In business law Companies are not usually required to have a company secretary unless it is a public company. Many companies do, however, have them as those companies formed before 1 October 2009 were required to have one to ensure that a dedicated person was dealing with the company’s legal administrative requirements. The company must confirm on behalf of the secretary that he consents to act as a company secretary. The company must also notify the Registrar of Companies within 14 days of appointment.

The directors of the company decide what exactly the company secretary is required to do. The duties are mostly influenced by the size of the company and whether the company secretary works full time or not. The duties assigned could range from writing up minutes of board meetings and general meetings, keeping up to date the company’s internal registers to sending the necessary returns to the Register of Companies.

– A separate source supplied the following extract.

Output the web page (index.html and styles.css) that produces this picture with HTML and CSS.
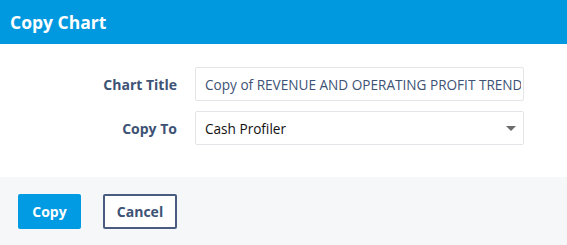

The company secretary has the authority to make contracts on behalf of the company’s business. They will have the actual authority to enter contracts of this type under the terms of their appointment.

Officers of the company
Officers of the company


A company is an artificial person, therefore, needs a human agent to act on its behalf and the directors do that. There are different types of directors: Executive directors, Non-executive directors, Shadow directors, De facto directors, Alternate directors, and Corporate directors.

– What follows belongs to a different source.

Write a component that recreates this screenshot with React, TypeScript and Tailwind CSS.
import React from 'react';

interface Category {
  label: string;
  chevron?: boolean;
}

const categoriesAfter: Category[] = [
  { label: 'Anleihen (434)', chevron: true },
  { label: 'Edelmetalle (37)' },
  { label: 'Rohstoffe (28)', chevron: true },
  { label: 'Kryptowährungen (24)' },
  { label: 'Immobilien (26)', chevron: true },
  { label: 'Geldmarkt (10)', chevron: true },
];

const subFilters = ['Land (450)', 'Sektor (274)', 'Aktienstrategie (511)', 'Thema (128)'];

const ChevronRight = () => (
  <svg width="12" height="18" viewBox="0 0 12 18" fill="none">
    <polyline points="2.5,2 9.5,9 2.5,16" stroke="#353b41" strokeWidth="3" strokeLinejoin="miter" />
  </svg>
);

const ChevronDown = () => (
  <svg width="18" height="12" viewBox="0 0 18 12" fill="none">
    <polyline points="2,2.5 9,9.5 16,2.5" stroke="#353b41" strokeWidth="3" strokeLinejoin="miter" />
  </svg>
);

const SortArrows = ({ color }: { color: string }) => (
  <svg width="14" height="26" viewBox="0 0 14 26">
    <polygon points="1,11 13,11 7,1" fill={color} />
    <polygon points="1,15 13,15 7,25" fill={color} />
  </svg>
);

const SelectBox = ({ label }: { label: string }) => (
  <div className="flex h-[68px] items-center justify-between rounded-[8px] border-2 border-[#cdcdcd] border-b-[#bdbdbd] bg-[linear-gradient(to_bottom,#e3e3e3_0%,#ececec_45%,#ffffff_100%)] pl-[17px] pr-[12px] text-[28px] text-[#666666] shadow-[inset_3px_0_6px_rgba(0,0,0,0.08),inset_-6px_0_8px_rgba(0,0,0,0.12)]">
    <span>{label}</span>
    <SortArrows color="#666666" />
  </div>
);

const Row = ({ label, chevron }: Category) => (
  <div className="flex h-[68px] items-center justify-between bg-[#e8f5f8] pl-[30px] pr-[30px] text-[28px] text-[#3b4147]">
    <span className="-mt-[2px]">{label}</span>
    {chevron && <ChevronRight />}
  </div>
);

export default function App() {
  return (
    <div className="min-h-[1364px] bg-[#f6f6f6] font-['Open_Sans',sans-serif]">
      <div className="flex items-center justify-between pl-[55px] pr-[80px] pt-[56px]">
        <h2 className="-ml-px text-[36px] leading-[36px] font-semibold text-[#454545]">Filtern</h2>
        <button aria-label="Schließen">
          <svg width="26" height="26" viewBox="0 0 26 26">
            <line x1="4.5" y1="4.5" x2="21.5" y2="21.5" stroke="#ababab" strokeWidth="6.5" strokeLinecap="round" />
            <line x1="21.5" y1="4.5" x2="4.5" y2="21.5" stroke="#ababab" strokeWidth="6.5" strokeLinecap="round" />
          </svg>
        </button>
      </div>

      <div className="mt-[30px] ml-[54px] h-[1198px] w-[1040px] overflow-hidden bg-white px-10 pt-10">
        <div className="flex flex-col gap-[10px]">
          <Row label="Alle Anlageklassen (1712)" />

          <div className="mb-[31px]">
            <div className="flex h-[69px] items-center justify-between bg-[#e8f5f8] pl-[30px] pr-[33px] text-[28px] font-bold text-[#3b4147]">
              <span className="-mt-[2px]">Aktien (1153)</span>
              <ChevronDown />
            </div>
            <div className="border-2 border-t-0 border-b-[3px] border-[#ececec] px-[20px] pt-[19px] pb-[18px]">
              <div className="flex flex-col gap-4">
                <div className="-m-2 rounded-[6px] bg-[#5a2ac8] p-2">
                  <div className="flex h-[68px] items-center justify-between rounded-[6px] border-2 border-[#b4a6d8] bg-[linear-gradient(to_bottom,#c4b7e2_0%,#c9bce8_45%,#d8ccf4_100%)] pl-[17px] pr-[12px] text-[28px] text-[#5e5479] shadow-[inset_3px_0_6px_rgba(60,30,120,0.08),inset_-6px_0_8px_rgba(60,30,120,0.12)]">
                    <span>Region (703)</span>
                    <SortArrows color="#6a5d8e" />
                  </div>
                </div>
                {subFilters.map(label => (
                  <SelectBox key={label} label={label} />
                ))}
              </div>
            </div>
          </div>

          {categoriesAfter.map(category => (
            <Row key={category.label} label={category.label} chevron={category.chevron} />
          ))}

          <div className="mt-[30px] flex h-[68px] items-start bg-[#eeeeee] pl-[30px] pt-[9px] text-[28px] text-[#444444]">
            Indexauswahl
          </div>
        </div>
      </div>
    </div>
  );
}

Directors are protected from personal liability like shareholders because a company is a legal person with its liability. Every private company must have at least one director and every public company must have at least two. They take business decisions and make contracts on the company’s behalf and so have a considerable amount of power within the company structure.

Appointment of directors

The persons named as directors in the statement of proposed officers of a company will automatically become directors on the date of incorporation. They could also be appointed per procedure in the articles. It is necessary however to check that there are no statutory or article restrictions on whether a person is eligible to be a director.

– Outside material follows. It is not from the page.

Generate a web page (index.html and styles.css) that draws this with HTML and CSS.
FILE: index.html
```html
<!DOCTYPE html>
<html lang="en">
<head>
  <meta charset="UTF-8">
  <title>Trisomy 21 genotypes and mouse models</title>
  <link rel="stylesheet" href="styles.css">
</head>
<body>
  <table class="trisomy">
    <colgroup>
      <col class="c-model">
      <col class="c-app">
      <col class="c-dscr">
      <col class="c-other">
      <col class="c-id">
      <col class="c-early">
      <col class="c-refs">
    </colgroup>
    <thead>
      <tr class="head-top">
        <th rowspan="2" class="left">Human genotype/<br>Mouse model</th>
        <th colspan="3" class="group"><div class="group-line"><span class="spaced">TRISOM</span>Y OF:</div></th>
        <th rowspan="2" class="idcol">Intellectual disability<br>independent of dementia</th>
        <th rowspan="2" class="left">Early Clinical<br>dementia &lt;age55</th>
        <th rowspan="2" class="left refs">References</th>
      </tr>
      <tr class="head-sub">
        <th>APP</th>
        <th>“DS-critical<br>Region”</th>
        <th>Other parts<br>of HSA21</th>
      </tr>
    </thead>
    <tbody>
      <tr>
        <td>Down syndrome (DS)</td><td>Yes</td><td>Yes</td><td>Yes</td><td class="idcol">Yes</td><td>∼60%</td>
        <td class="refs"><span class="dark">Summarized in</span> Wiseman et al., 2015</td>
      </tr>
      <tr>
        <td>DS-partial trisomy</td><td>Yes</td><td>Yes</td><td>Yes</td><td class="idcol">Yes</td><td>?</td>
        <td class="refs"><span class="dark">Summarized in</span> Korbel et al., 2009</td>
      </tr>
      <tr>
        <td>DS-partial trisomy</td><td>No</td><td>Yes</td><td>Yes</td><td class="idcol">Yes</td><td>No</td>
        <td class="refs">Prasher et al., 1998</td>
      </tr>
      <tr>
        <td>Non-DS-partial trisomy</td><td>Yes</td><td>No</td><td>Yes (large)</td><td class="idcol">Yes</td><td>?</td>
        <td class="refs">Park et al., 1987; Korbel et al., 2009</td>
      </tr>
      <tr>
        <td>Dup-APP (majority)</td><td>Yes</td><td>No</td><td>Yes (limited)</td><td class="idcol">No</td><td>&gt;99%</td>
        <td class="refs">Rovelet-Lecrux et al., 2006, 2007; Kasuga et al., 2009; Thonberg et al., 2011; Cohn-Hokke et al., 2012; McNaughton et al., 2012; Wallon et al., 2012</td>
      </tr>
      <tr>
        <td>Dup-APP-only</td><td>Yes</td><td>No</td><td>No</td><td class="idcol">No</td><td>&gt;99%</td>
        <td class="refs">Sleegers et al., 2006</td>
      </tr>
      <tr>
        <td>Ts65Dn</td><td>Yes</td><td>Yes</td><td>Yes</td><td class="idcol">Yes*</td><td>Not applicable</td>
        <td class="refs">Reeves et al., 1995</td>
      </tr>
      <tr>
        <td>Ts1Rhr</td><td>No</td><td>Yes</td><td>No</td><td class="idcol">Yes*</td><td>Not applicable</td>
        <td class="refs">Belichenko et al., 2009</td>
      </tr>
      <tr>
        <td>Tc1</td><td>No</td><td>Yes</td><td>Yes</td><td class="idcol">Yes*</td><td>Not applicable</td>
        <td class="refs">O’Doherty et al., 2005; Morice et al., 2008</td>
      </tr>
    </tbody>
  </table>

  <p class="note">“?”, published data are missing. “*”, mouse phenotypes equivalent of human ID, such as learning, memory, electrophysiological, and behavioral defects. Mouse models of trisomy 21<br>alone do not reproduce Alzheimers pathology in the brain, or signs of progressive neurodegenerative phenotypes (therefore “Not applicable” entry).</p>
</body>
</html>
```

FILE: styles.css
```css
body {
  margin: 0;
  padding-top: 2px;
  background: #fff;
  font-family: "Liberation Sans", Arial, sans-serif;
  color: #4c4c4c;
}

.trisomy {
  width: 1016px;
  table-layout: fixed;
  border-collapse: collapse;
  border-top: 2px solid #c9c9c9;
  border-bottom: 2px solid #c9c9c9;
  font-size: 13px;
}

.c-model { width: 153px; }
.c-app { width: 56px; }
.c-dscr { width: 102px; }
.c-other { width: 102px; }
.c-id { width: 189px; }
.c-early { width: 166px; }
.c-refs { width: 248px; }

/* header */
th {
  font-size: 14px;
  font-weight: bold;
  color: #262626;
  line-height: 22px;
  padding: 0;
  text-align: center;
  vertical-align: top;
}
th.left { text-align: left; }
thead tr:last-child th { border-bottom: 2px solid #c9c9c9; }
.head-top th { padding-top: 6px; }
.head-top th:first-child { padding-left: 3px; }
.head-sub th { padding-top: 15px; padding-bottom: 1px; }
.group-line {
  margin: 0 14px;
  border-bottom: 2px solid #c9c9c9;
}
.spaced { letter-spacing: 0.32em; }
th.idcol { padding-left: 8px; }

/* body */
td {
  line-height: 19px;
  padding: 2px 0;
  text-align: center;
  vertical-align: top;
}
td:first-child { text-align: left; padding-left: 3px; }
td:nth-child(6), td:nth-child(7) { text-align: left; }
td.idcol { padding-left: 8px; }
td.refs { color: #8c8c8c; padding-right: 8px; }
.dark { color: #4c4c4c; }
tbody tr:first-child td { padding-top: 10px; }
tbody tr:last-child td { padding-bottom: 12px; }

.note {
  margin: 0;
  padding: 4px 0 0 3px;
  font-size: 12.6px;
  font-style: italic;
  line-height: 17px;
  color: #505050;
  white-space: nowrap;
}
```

Appointing a new director will involve passing either an ordinary resolution of the shareholders in a general meeting or a board resolution of the existing directors. Where the existing directors are also shareholders then a directors’ resolution would be a normal way to appoint a new director. Where the shareholders are different from the directors than the shareholders’ resolution is the more appropriate way as ultimately the shareholders own the company.

The company must make a statement on behalf of a person seeking appointment as a director, indicating his consent to act as a director. The appointment of a new director must also be notified to Companies House within 14 days of that person becoming a director. The Registrar of Companies will then send information on the roles and duties of the officers of the company i.e director to that director.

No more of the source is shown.